** START **

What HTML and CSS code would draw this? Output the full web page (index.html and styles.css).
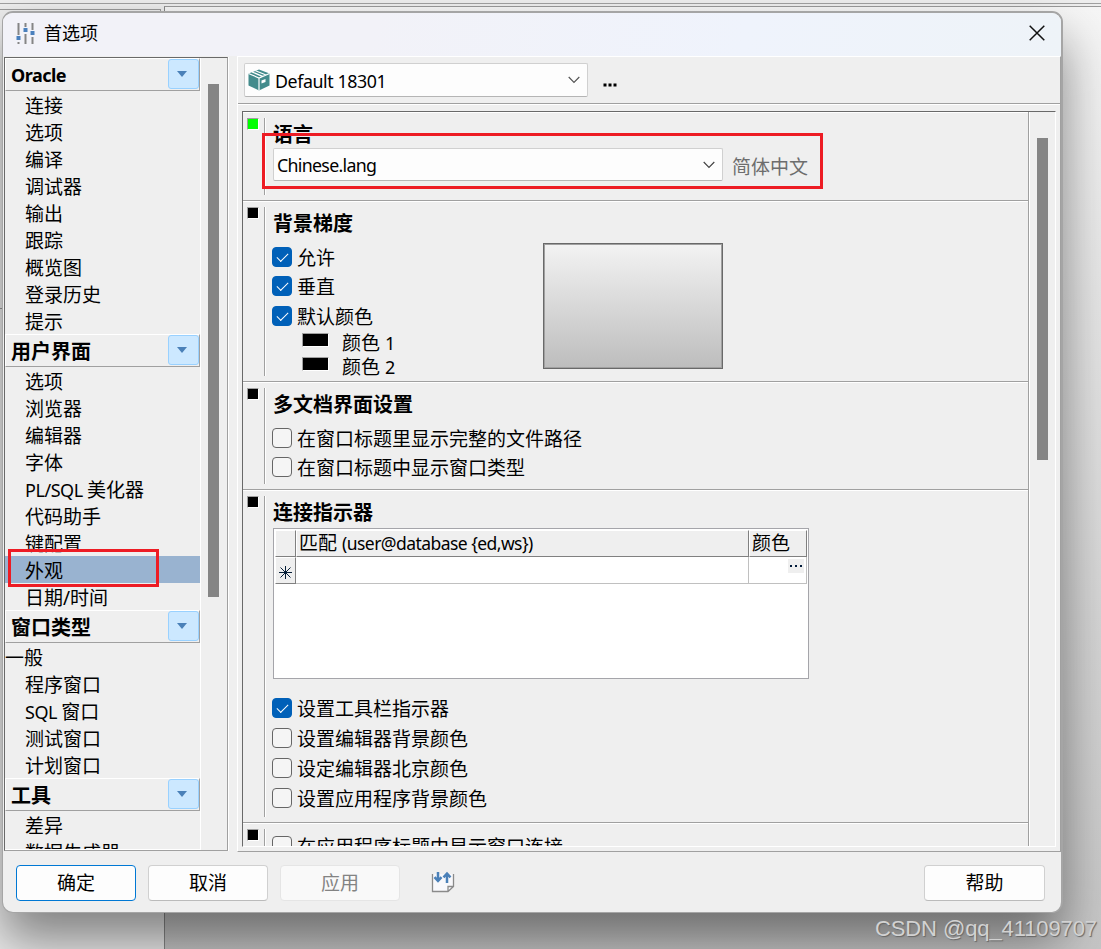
FILE: index.html
```html
<!DOCTYPE html>
<html lang="zh-CN">
<head>
<meta charset="utf-8">
<title>首选项</title>
<link rel="stylesheet" href="styles.css">
</head>
<body>
<div class="desktop">
  <div class="backdrop"><div class="dock"><div class="dock-top"></div></div><div class="workspace"></div></div>
  <main class="window">
    <header class="titlebar">
      <svg class="app-icon" width="20" height="24" viewBox="0 0 20 24"><path d="M2.500 1v21M9.500 1v21M16.500 1v21" stroke="#858585" stroke-width="2"/><path d="M0 13h5v7H0zM7 5h5v7H7zM14 8h5v7h-5z" fill="#f1f2f9"/><path d="M.5 14h4v4h-4zM7.500 6h4v4h-4zM14.500 9h4v4h-4z" fill="#4a80bd"/></svg>
      <span class="title">首选项</span>
      <svg class="close" width="16" height="16" viewBox="0 0 16 16"><path d="M.7.700l14.600 14.600M15.300.700L.7 15.300" stroke="#111" stroke-width="1.500"/></svg>
    </header>
    <div class="content">
      <nav class="sidebar">
        <div class="list">
          <div class="group latin-group">Oracle<button class="drop"></button></div>
          <div class="item">连接</div><div class="item">选项</div><div class="item">编译</div><div class="item">调试器</div><div class="item">输出</div><div class="item">跟踪</div><div class="item">概览图</div><div class="item">登录历史</div><div class="item">提示</div>
          <div class="group">用户界面<button class="drop"></button></div>
          <div class="item">选项</div><div class="item">浏览器</div><div class="item">编辑器</div><div class="item">字体</div><div class="item"><span class="latin">PL/SQL </span>美化器</div><div class="item">代码助手</div><div class="item">键配置</div><div class="item selected">外观</div><div class="item">日期/时间</div>
          <div class="group">窗口类型<button class="drop"></button></div>
          <div class="item outdent">一般</div><div class="item">程序窗口</div><div class="item"><span class="latin">SQL </span>窗口</div><div class="item">测试窗口</div><div class="item">计划窗口</div>
          <div class="group">工具<button class="drop"></button></div>
          <div class="item">差异</div><div class="item">数据生成器</div>
        </div>
        <div class="track side-track"><div class="thumb side-thumb"></div></div>
      </nav>
      <section class="panel">
        <div class="toolbar">
          <div class="combo profile">
            <svg width="22" height="22" viewBox="0 0 22 22"><path d="M11 .5l10.500 4v12L11 21.500.5 16.500v-12z" fill="#438b8c"/><path d="M.5 4.500L11 9l10.500-4.500M11 9v12.500M4 2.900l10.500 4.500M7.500 1.700l10.500 4.300" fill="none" stroke="#fff" stroke-width="1.200"/><path d="M13.500 11.500l4-1.500v3l-4 1.500z" fill="#fff"/></svg>
            <span class="profile-name">Default 18301</span>
            <svg class="chevron" width="12" height="8" viewBox="0 0 12 8"><path d="M.7 1L6 6.300 11.300 1" fill="none" stroke="#555" stroke-width="1.200"/></svg>
          </div>
          <svg class="more" width="14" height="4" viewBox="0 0 14 4"><path d="M.5.5h3v3h-3zM5.500.5h3v3h-3zM10.500.5h3v3h-3z" fill="#000"/></svg>
        </div>
        <div class="frame">
          <div class="sections">
            <div class="section language">
              <i class="mark active"></i>
              <div class="body"><h2>语言</h2>
                <div class="language-row"><div class="combo lang"><span class="lang-name">Chinese.lang</span><svg class="chevron" width="12" height="8" viewBox="0 0 12 8"><path d="M.7 1L6 6.300 11.300 1" fill="none" stroke="#444" stroke-width="1.200"/></svg></div><span class="hint">简体中文</span></div>
              </div>
            </div>
            <div class="section gradient">
              <i class="mark"></i>
              <div class="body split">
                <div class="options"><h2>背景梯度</h2>
                  <label class="check first"><i class="box on"></i>允许</label>
                  <label class="check near"><i class="box on"></i>垂直</label>
                  <label class="check"><i class="box on"></i>默认颜色</label>
                  <div class="color-row"><i class="swatch"></i>颜色<span class="number">1</span></div>
                  <div class="color-row"><i class="swatch"></i>颜色<span class="number">2</span></div>
                </div>
                <div class="preview"></div>
              </div>
            </div>
            <div class="section mdi">
              <i class="mark"></i>
              <div class="body"><h2>多文档界面设置</h2>
                <label class="check first"><i class="box"></i>在窗口标题里显示完整的文件路径</label>
                <label class="check near"><i class="box"></i>在窗口标题中显示窗口类型</label>
              </div>
            </div>
            <div class="section indicator">
              <i class="mark"></i>
              <div class="body"><h2>连接指示器</h2>
                <div class="grid">
                  <div class="cell head"></div><div class="cell head">匹配<span class="pattern">(user@database {ed,ws})</span></div><div class="cell head">颜色</div>
                  <div class="cell star"><svg width="13" height="13" viewBox="0 0 13 13"><path d="M6.500 0v13M0 6.500h13M1.500 1.500l10 10M11.500 1.500l-10 10" stroke="#061f38" stroke-width="1"/></svg></div><div class="cell value"></div><div class="cell value pick"><span class="pick-button"><svg width="12" height="2" viewBox="0 0 12 2"><path d="M0 0h2v2H0zM5 0h2v2H5zM10 0h2v2h-2z" fill="#001a3a"/></svg></span></div>
                </div>
                <label class="check after-grid"><i class="box on"></i>设置工具栏指示器</label>
                <label class="check"><i class="box"></i>设置编辑器背景颜色</label>
                <label class="check"><i class="box"></i>设定编辑器北京颜色</label>
                <label class="check"><i class="box"></i>设置应用程序背景颜色</label>
              </div>
            </div>
            <div class="section more-options">
              <i class="mark"></i>
              <div class="body"><label class="check"><i class="box"></i>在应用程序标题中显示窗口连接</label></div>
            </div>
          </div>
          <div class="track main-track"><div class="thumb main-thumb"></div></div>
        </div>
      </section>
    </div>
    <footer class="footer">
      <button class="button primary">确定</button>
      <button class="button">取消</button>
      <button class="button disabled">应用</button>
      <svg class="transfer" width="24" height="22" viewBox="0 0 24 22"><path d="M1.500 3v17.500h15.500l5.500-5V3" fill="#f8f8fb"/><path d="M1.500 3v17.500h15.500l5.500-5V3M17 20v-4.500h5" fill="none" stroke="#8a8a8a" stroke-width="1.300"/><path d="M7 1v9M3.500 6.200L7 10l3.500-3.800M16 12V3M12.500 6.300L16 2.500l3.500 3.800" fill="none" stroke="#4a80b8" stroke-width="2.500"/></svg>
      <button class="button help">帮助</button>
    </footer>
  </main>
  <div class="outline outline-nav"></div>
  <div class="outline outline-language"></div>
  <div class="watermark">CSDN @qq_41109707</div>
</div>
</body>
</html>
```
FILE: styles.css
```css
* { box-sizing: border-box; }
body { margin: 0; overflow: hidden; font: 19px/27px "Noto Sans", "Noto Sans CJK SC", sans-serif; color: #000; }
.desktop { position: relative; width: 1101px; height: 949px; overflow: hidden; }
.backdrop { display: flex; height: 949px; padding-top: 6px; background: linear-gradient(#eee 0 3px, #a0a0a0 3px 4px, #eee 4px); }
.dock { width: 164px; padding-top: 3px; background: #ececec; }
.dock-top { width: 161px; height: 300px; border: 1px solid #999; border-left: 0; }
.workspace { flex: 1; border-top: 1px solid #999; border-left: 1px solid #888; background: linear-gradient(#f6f6f6, #d8d8d8 60%, #c6c6c6); }

.window { position: absolute; left: 2px; top: 11px; width: 1061px; height: 902px; display: flex; flex-direction: column; border: 2px solid #a5a5a5; border-left-width: 1px; border-bottom-width: 1px; border-radius: 11px; background: #efefef; overflow: hidden; box-shadow: 0 28px 50px rgba(0,0,0,.45); }
.titlebar { display: flex; align-items: center; flex: none; height: 43px; padding: 0 16px 0 13px; background: linear-gradient(100deg, #f2f2f8 0 35%, #eff3fc 70%, #eef3f8); }
.app-icon { margin-top: -2px; }
.title { margin-left: 8px; font-size: 18px; line-height: 28px; margin-top: -3px; }
.close { margin: -3px 0 0 auto; }
.content { display: flex; flex: none; height: 796px; gap: 9px; padding-left: 1px; }

.sidebar { display: flex; width: 224px; height: 794px; margin-top: 1px; border: 1px solid #a0a0a0; border-top-color: #696969; border-left-color: #696969; box-shadow: 1px 0 #fff; }
.list { width: 195px; height: 792px; overflow: hidden; border-bottom: 1px solid #fff; }
.item { height: 27px; padding: 1px 0 0 20px; line-height: 28px; white-space: pre; }
.item.selected { background: #99b3d0; }
.item.outdent { padding-left: 0; }
.latin { font-size: 18px; letter-spacing: -.45px; }
.group { display: flex; align-items: center; justify-content: space-between; height: 33px; padding: 1px 0 0 5px; border: 1px solid #a0a0a0; border-top-color: #fff; border-left-color: #fff; font-size: 20px; font-weight: 700; }
.latin-group { font-size: 18px; letter-spacing: -.5px; }
.drop { display: flex; align-items: center; justify-content: center; width: 31px; height: 30px; margin-top: -2px; padding: 0 3px 0 0; border: 1px solid #99d1ff; border-radius: 3px; background: #cce8ff; }
.drop::before { content: ""; border: 5px solid transparent; border-top: 6px solid #4a80b8; border-bottom: 0; }
.track { border-left: 1px solid #fff; }
.side-track { flex: 1; padding: 26px 0 0 7px; }
.thumb { width: 11px; background: #858585; }
.side-thumb { height: 513px; }

.panel { width: 824px; height: 796px; border: 1px solid #a0a0a0; border-top-color: #fff; border-left-color: #fff; }
.toolbar { display: flex; align-items: flex-start; height: 47px; padding: 6px 0 0 6px; border-bottom: 1px solid #a0a0a0; box-shadow: 0 1px #fff; }
.combo { display: flex; align-items: center; border: 1px solid #d0d0d0; border-bottom-color: #b5b5b5; border-radius: 2px; background: #fdfdfd; }
.profile { width: 344px; height: 34px; padding: 0 7px 0 3px; }
.profile-name { margin-left: 5px; padding-top: 2px; font-size: 17.800px; letter-spacing: -.4px; }
.chevron { margin-left: auto; }
.more { margin: 20px 0 0 15px; }
.frame { display: flex; width: 814px; height: 736px; margin: 7px 0 0 4px; border: 1px solid #696969; border-right-color: #fff; border-bottom-color: #fff; }
.sections { width: 786px; height: 734px; overflow: hidden; border-right: 1px solid #a0a0a0; }
.section { display: flex; gap: 6px; padding: 5px 0 5px 4px; border-top: 1px solid #fff; border-bottom: 1px solid #a0a0a0; }
.language { height: 89px; }
.gradient { height: 181px; }
.mdi { height: 108px; }
.indicator { height: 333px; }
.mark { flex: none; width: 12px; height: 12px; border: 1px solid #a0a0a0; border-right-color: #fff; border-bottom-color: #fff; background: #000; }
.mark.active { background: #0f0; }
.body { flex: 1; border-left: 1px solid #a0a0a0; box-shadow: inset 1px 0 #fff; margin-left: -1px; padding-left: 8px; min-width: 0; }
h2 { height: 30px; margin: 0; padding-top: 2px; font-size: 20px; line-height: 30px; font-weight: 700; }
.language-row { display: flex; align-items: center; gap: 9px; }
.lang { width: 450px; height: 33px; padding: 0 7px 0 3px; }
.lang-name { padding-top: 2px; font-size: 17.800px; letter-spacing: -.7px; }
.hint { color: #6d6d6d; padding-top: 5px; }
.split { display: flex; }
.options { width: 270px; }
.preview { width: 180px; height: 126px; margin-top: 36px; border: 1px solid #696969; background: linear-gradient(#f3f3f3, #bdbdbd); box-shadow: inset 0 0 0 1px #a0a0a0; }
.check { display: flex; align-items: center; height: 20px; gap: 5px; margin: 10px 0 0 -1px; line-height: 24px; white-space: nowrap; }
.check::after { content: ""; }
.check.near { margin-top: 9px; }
.check { align-items: flex-start; line-height: 22px; }
.box { display: flex; align-items: center; justify-content: center; flex: none; width: 20px; height: 20px; border: 1px solid #666; border-radius: 4px; background: #f5f5f5; }
.box.on { background: #0060b8; border-color: #0060b8; }
.box.on::before { content: ""; width: 10px; height: 5px; border: solid #fff; border-width: 0 0 1px 1px; transform: translateY(-1px) rotate(-45deg); }
.color-row { display: flex; align-items: center; height: 24px; padding-left: 29px; }
.check + .color-row { margin-top: 5px; }
.swatch { width: 27px; height: 14px; margin: -6px 13px 0 0; border: 1px solid #a0a0a0; border-right-color: #fff; border-bottom-color: #fff; background: #000; }
.number { margin-left: 5px; font-size: 18px; }
.grid { display: grid; grid-template-columns: 21px 453px 58px; grid-template-rows: 27px 27px; width: 536px; height: 151px; padding: 1px; margin-top: 2px; border: 1px solid #a5a5aa; background: #fff; }
.cell { display: flex; align-items: center; }
.head { padding-left: 2px; border: 1px solid #808080; border-top-color: #fff; border-left-color: #fff; background: #efefef; }
.pattern { margin-left: 5px; font-size: 17.500px; letter-spacing: -.55px; }
.star { justify-content: center; padding-top: 3px; border: 1px solid #808080; border-top-color: #fff; border-left-color: #fff; background: #efefef; }
.value { border: solid #c0c0c0; border-width: 0 1px 1px 0; }
.pick { justify-content: flex-end; align-items: flex-start; padding: 2px 2px 0 0; }
.pick-button { display: flex; align-items: center; justify-content: center; width: 16px; height: 14px; background: #efefef; }
.check.after-grid { margin-top: 19px; }
.more-options { height: 60px; }
.more-options .check { margin-top: 7px; }
.main-track { flex: 1; padding: 26px 0 0 7px; }
.main-thumb { height: 322px; }

.footer { display: flex; align-items: flex-start; flex: 1; gap: 12px; padding: 13px 16px 0 13px; }
.button { width: 120px; height: 36px; padding: 0; border: 1px solid #d0d0d0; border-bottom-color: #bbb; border-radius: 4px; background: #fdfdfd; font: inherit; color: #000; }
.primary { border-color: #0078d4; }
.disabled { border-color: #e5e5e5; background: #f9f9f9; color: #838383; }
.transfer { margin: 6px 0 0 19px; }
.help { width: 121px; margin-left: auto; }

.outline { position: absolute; border: 3px solid #ed1c24; }
.outline-nav { left: 8px; top: 549px; width: 151px; height: 38px; }
.outline-language { left: 262px; top: 133px; width: 561px; height: 56px; }
.watermark { position: absolute; right: 4px; bottom: 6px; color: #d2d2d2; font: 22px/28px "Liberation Sans", sans-serif; letter-spacing: -.1px; text-shadow: 1px 1px 1px #666; white-space: nowrap; }
```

** END **

- _Short task_:
Select the lines in this material that hold the word "index", leaving none out.

- _Result_:
What HTML and CSS code would draw this? Output the full web page (index.html and styles.css).
FILE: index.html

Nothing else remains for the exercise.